**Set problem**
Leave out the images and repeat the listing below without a single change.

++++ Source data ++++

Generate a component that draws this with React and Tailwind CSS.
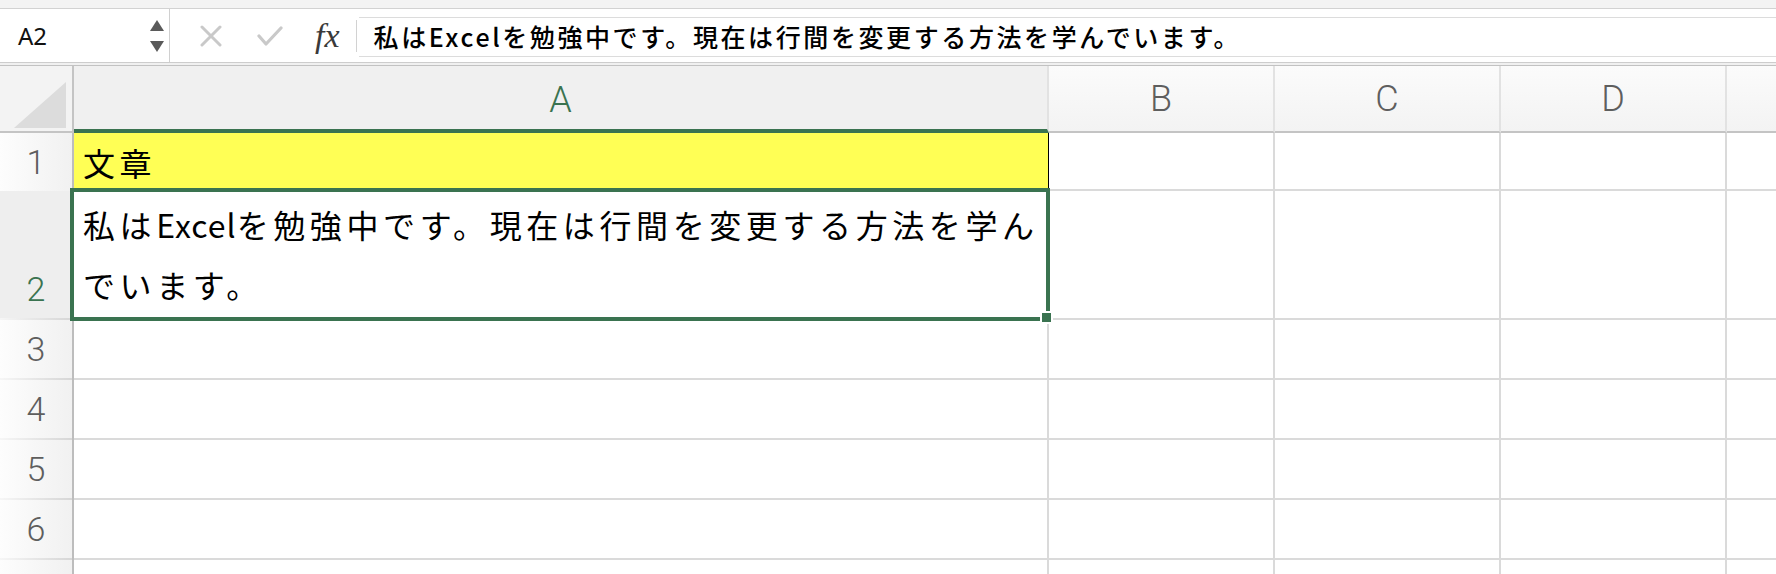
import React from 'react';

const cjk = { fontFamily: '"Noto Sans CJK JP", "Noto Sans", sans-serif' };
const head = { fontFamily: 'Roboto, "Liberation Sans", sans-serif' };

const cols = [
  { key: 'A', w: 'w-[975px]' },
  { key: 'B', w: 'w-[226px]' },
  { key: 'C', w: 'w-[226px]' },
  { key: 'D', w: 'w-[226px]' },
];

const RowHead = ({ n, h, active }) => (
  <div className={`w-[74px] shrink-0 flex flex-col border-r-2 border-[#bdbdbd] ${h} ${active ? 'bg-[#eeeeee]' : 'bg-gradient-to-r from-[#fdfdfd] to-[#f1f1f1]'}`}>
    <div className="flex-1 flex items-end justify-center">
      {n && (
        <span
          className={`h-[58px] flex items-center text-[34px] font-light ${active ? 'text-[#3a7350]' : 'text-[#5e5e5e]'}`}
          style={head}
        >
          {n}
        </span>
      )}
    </div>
    <div className="h-[2px] bg-gradient-to-r from-[#f6f6f6] to-[#d6d6d6]" />
  </div>
);

const EmptyRow = ({ n }) => (
  <div className="flex h-[60px]">
    <RowHead n={n} h="h-[60px]" />
    {cols.map((c) => (
      <div key={c.key} className={`${c.w} shrink-0 border-r-2 border-b-2 border-[#dadada]`} />
    ))}
    <div className="flex-1 border-b-2 border-[#dadada]" />
  </div>
);

export default function App() {
  return (
    <div className="w-[1776px] h-[574px] overflow-hidden bg-white">
      {/* top band */}
      <div className="h-[9px] bg-[#f3f3f3] border-b border-[#d2d2d2]" />

      {/* formula bar */}
      <div className="flex h-[54px] bg-white border-b border-[#cdcdcd]">
        <div className="w-[170px] shrink-0 flex items-center border-r border-[#d0d0d0] pl-[18px] pr-[4px]">
          <span className="flex-1 text-[24px] text-[#111]" style={{ fontFamily: '"Noto Sans", sans-serif' }}>A2</span>
          <div className="flex flex-col gap-[10px] mr-[1px]">
            <svg width="14" height="11" viewBox="0 0 14 11"><polygon points="7,0 14,11 0,11" fill="#5a5a5a" /></svg>
            <svg width="14" height="11" viewBox="0 0 14 11"><polygon points="0,0 14,0 7,11" fill="#5a5a5a" /></svg>
          </div>
        </div>
        <div className="flex items-center pl-[30px] gap-[35px]">
          <svg width="22" height="22" viewBox="0 0 22 22">
            <path d="M2 2 L20 20 M20 2 L2 20" stroke="#c9c9c9" strokeWidth="3" strokeLinecap="round" />
          </svg>
          <svg width="26" height="22" viewBox="0 0 26 22">
            <path d="M2 11 L9 19 L24 3" stroke="#c9c9c9" strokeWidth="3.2" fill="none" strokeLinecap="round" strokeLinejoin="round" />
          </svg>
        </div>
        <span
          className="ml-[32px] self-center text-[34px] italic text-[#3a3a3a] leading-none"
          style={{ fontFamily: '"Liberation Serif", serif' }}
        >
          fx
        </span>
        <div className="ml-[16px] w-px h-[32px] self-center bg-[#d2d2d2]" />
        <div className="flex-1 ml-[2px] mt-[8px] h-[40px] border-y border-[#dcdcdc] flex items-center pl-[15px]">
          <span className="text-[25px] tracking-[2.6px] text-black whitespace-nowrap font-medium" style={cjk}>
            私はExcelを勉強中です。現在は行間を変更する方法を学んでいます。
          </span>
        </div>
      </div>

      <div className="h-[2px] bg-[#f0f0f0]" />

      {/* column headers */}
      <div className="flex h-[68px] border-t border-[#c2c2c2]">
        <div className="w-[74px] shrink-0 bg-[#f3f3f3] border-r-2 border-b-2 border-[#c4c4c4] flex items-end justify-end pr-[6px] pb-[3px]">
          <svg width="52" height="46" viewBox="0 0 52 46">
            <polygon points="52,0 52,46 0,46" fill="#dcdcdc" />
          </svg>
        </div>
        {cols.map((c) => (
          <div
            key={c.key}
            className={`${c.w} shrink-0 flex items-center justify-center border-r-2 ${
              c.key === 'A'
                ? 'bg-[#f0f0f0] border-r-[#e2e2e2] border-b-4 border-b-[#3a7350]'
                : 'bg-gradient-to-b from-[#fbfbfb] to-[#f3f3f3] border-r-[#e2e2e2] border-b-2 border-b-[#c4c4c4]'
            }`}
          >
            <span
              className={`text-[36px] font-light ${c.key === 'A' ? 'text-[#3a7350] pt-[4px]' : 'text-[#5e5e5e]'}`}
              style={head}
            >
              {c.key}
            </span>
          </div>
        ))}
        <div className="flex-1 bg-gradient-to-b from-[#fbfbfb] to-[#f3f3f3] border-b-2 border-[#c4c4c4]" />
      </div>

      {/* row 1 */}
      <div className="flex h-[58px]">
        <RowHead n="1" h="h-[58px]" />
        <div className="w-[975px] shrink-0 bg-[#ffff55] border-r border-black flex items-center pl-[9px]">
          <span className="text-[32px] tracking-[4.5px] text-black" style={cjk}>文章</span>
        </div>
        {cols.slice(1).map((c) => (
          <div key={c.key} className={`${c.w} shrink-0 border-r-2 border-b-2 border-[#dadada]`} />
        ))}
        <div className="flex-1 border-b-2 border-[#dadada]" />
      </div>

      {/* row 2 */}
      <div className="flex h-[129px]">
        <RowHead n="2" h="h-[129px]" active />
        <div className="relative w-[975px] shrink-0 border-r-2 border-b-2 border-[#dadada] pl-[9px] pt-[3px]">
          <div className="text-[32px] tracking-[4.6px] leading-[60px] text-black whitespace-nowrap" style={cjk}>
            私は<span className="tracking-[1px]">Excel</span>を勉強中です。現在は行間を変更する方法を学ん
            <br />
            でいます。
          </div>
          <div className="absolute -left-[4px] -top-[3px] -right-[3px] -bottom-[3px] border-4 border-[#3a7350]" />
          <div className="absolute -right-[6px] -bottom-[6px] w-[13px] h-[13px] bg-[#3a7350] border-2 border-white" />
        </div>
        {cols.slice(1).map((c) => (
          <div key={c.key} className={`${c.w} shrink-0 border-r-2 border-b-2 border-[#dadada]`} />
        ))}
        <div className="flex-1 border-b-2 border-[#dadada]" />
      </div>

      <EmptyRow n="3" />
      <EmptyRow n="4" />
      <EmptyRow n="5" />
      <EmptyRow n="6" />
      <EmptyRow />
    </div>
  );
}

++++

**Solution to this exercise**
Generate a component that draws this with React and Tailwind CSS.
import React from 'react';

const cjk = { fontFamily: '"Noto Sans CJK JP", "Noto Sans", sans-serif' };
const head = { fontFamily: 'Roboto, "Liberation Sans", sans-serif' };

const cols = [
  { key: 'A', w: 'w-[975px]' },
  { key: 'B', w: 'w-[226px]' },
  { key: 'C', w: 'w-[226px]' },
  { key: 'D', w: 'w-[226px]' },
];

const RowHead = ({ n, h, active }) => (
  <div className={`w-[74px] shrink-0 flex flex-col border-r-2 border-[#bdbdbd] ${h} ${active ? 'bg-[#eeeeee]' : 'bg-gradient-to-r from-[#fdfdfd] to-[#f1f1f1]'}`}>
    <div className="flex-1 flex items-end justify-center">
      {n && (
        <span
          className={`h-[58px] flex items-center text-[34px] font-light ${active ? 'text-[#3a7350]' : 'text-[#5e5e5e]'}`}
          style={head}
        >
          {n}
        </span>
      )}
    </div>
    <div className="h-[2px] bg-gradient-to-r from-[#f6f6f6] to-[#d6d6d6]" />
  </div>
);

const EmptyRow = ({ n }) => (
  <div className="flex h-[60px]">
    <RowHead n={n} h="h-[60px]" />
    {cols.map((c) => (
      <div key={c.key} className={`${c.w} shrink-0 border-r-2 border-b-2 border-[#dadada]`} />
    ))}
    <div className="flex-1 border-b-2 border-[#dadada]" />
  </div>
);

export default function App() {
  return (
    <div className="w-[1776px] h-[574px] overflow-hidden bg-white">
      {/* top band */}
      <div className="h-[9px] bg-[#f3f3f3] border-b border-[#d2d2d2]" />

      {/* formula bar */}
      <div className="flex h-[54px] bg-white border-b border-[#cdcdcd]">
        <div className="w-[170px] shrink-0 flex items-center border-r border-[#d0d0d0] pl-[18px] pr-[4px]">
          <span className="flex-1 text-[24px] text-[#111]" style={{ fontFamily: '"Noto Sans", sans-serif' }}>A2</span>
          <div className="flex flex-col gap-[10px] mr-[1px]">
            <svg width="14" height="11" viewBox="0 0 14 11"><polygon points="7,0 14,11 0,11" fill="#5a5a5a" /></svg>
            <svg width="14" height="11" viewBox="0 0 14 11"><polygon points="0,0 14,0 7,11" fill="#5a5a5a" /></svg>
          </div>
        </div>
        <div className="flex items-center pl-[30px] gap-[35px]">
          <svg width="22" height="22" viewBox="0 0 22 22">
            <path d="M2 2 L20 20 M20 2 L2 20" stroke="#c9c9c9" strokeWidth="3" strokeLinecap="round" />
          </svg>
          <svg width="26" height="22" viewBox="0 0 26 22">
            <path d="M2 11 L9 19 L24 3" stroke="#c9c9c9" strokeWidth="3.2" fill="none" strokeLinecap="round" strokeLinejoin="round" />
          </svg>
        </div>
        <span
          className="ml-[32px] self-center text-[34px] italic text-[#3a3a3a] leading-none"
          style={{ fontFamily: '"Liberation Serif", serif' }}
        >
          fx
        </span>
        <div className="ml-[16px] w-px h-[32px] self-center bg-[#d2d2d2]" />
        <div className="flex-1 ml-[2px] mt-[8px] h-[40px] border-y border-[#dcdcdc] flex items-center pl-[15px]">
          <span className="text-[25px] tracking-[2.6px] text-black whitespace-nowrap font-medium" style={cjk}>
            私はExcelを勉強中です。現在は行間を変更する方法を学んでいます。
          </span>
        </div>
      </div>

      <div className="h-[2px] bg-[#f0f0f0]" />

      {/* column headers */}
      <div className="flex h-[68px] border-t border-[#c2c2c2]">
        <div className="w-[74px] shrink-0 bg-[#f3f3f3] border-r-2 border-b-2 border-[#c4c4c4] flex items-end justify-end pr-[6px] pb-[3px]">
          <svg width="52" height="46" viewBox="0 0 52 46">
            <polygon points="52,0 52,46 0,46" fill="#dcdcdc" />
          </svg>
        </div>
        {cols.map((c) => (
          <div
            key={c.key}
            className={`${c.w} shrink-0 flex items-center justify-center border-r-2 ${
              c.key === 'A'
                ? 'bg-[#f0f0f0] border-r-[#e2e2e2] border-b-4 border-b-[#3a7350]'
                : 'bg-gradient-to-b from-[#fbfbfb] to-[#f3f3f3] border-r-[#e2e2e2] border-b-2 border-b-[#c4c4c4]'
            }`}
          >
            <span
              className={`text-[36px] font-light ${c.key === 'A' ? 'text-[#3a7350] pt-[4px]' : 'text-[#5e5e5e]'}`}
              style={head}
            >
              {c.key}
            </span>
          </div>
        ))}
        <div className="flex-1 bg-gradient-to-b from-[#fbfbfb] to-[#f3f3f3] border-b-2 border-[#c4c4c4]" />
      </div>

      {/* row 1 */}
      <div className="flex h-[58px]">
        <RowHead n="1" h="h-[58px]" />
        <div className="w-[975px] shrink-0 bg-[#ffff55] border-r border-black flex items-center pl-[9px]">
          <span className="text-[32px] tracking-[4.5px] text-black" style={cjk}>文章</span>
        </div>
        {cols.slice(1).map((c) => (
          <div key={c.key} className={`${c.w} shrink-0 border-r-2 border-b-2 border-[#dadada]`} />
        ))}
        <div className="flex-1 border-b-2 border-[#dadada]" />
      </div>

      {/* row 2 */}
      <div className="flex h-[129px]">
        <RowHead n="2" h="h-[129px]" active />
        <div className="relative w-[975px] shrink-0 border-r-2 border-b-2 border-[#dadada] pl-[9px] pt-[3px]">
          <div className="text-[32px] tracking-[4.6px] leading-[60px] text-black whitespace-nowrap" style={cjk}>
            私は<span className="tracking-[1px]">Excel</span>を勉強中です。現在は行間を変更する方法を学ん
            <br />
            でいます。
          </div>
          <div className="absolute -left-[4px] -top-[3px] -right-[3px] -bottom-[3px] border-4 border-[#3a7350]" />
          <div className="absolute -right-[6px] -bottom-[6px] w-[13px] h-[13px] bg-[#3a7350] border-2 border-white" />
        </div>
        {cols.slice(1).map((c) => (
          <div key={c.key} className={`${c.w} shrink-0 border-r-2 border-b-2 border-[#dadada]`} />
        ))}
        <div className="flex-1 border-b-2 border-[#dadada]" />
      </div>

      <EmptyRow n="3" />
      <EmptyRow n="4" />
      <EmptyRow n="5" />
      <EmptyRow n="6" />
      <EmptyRow />
    </div>
  );
}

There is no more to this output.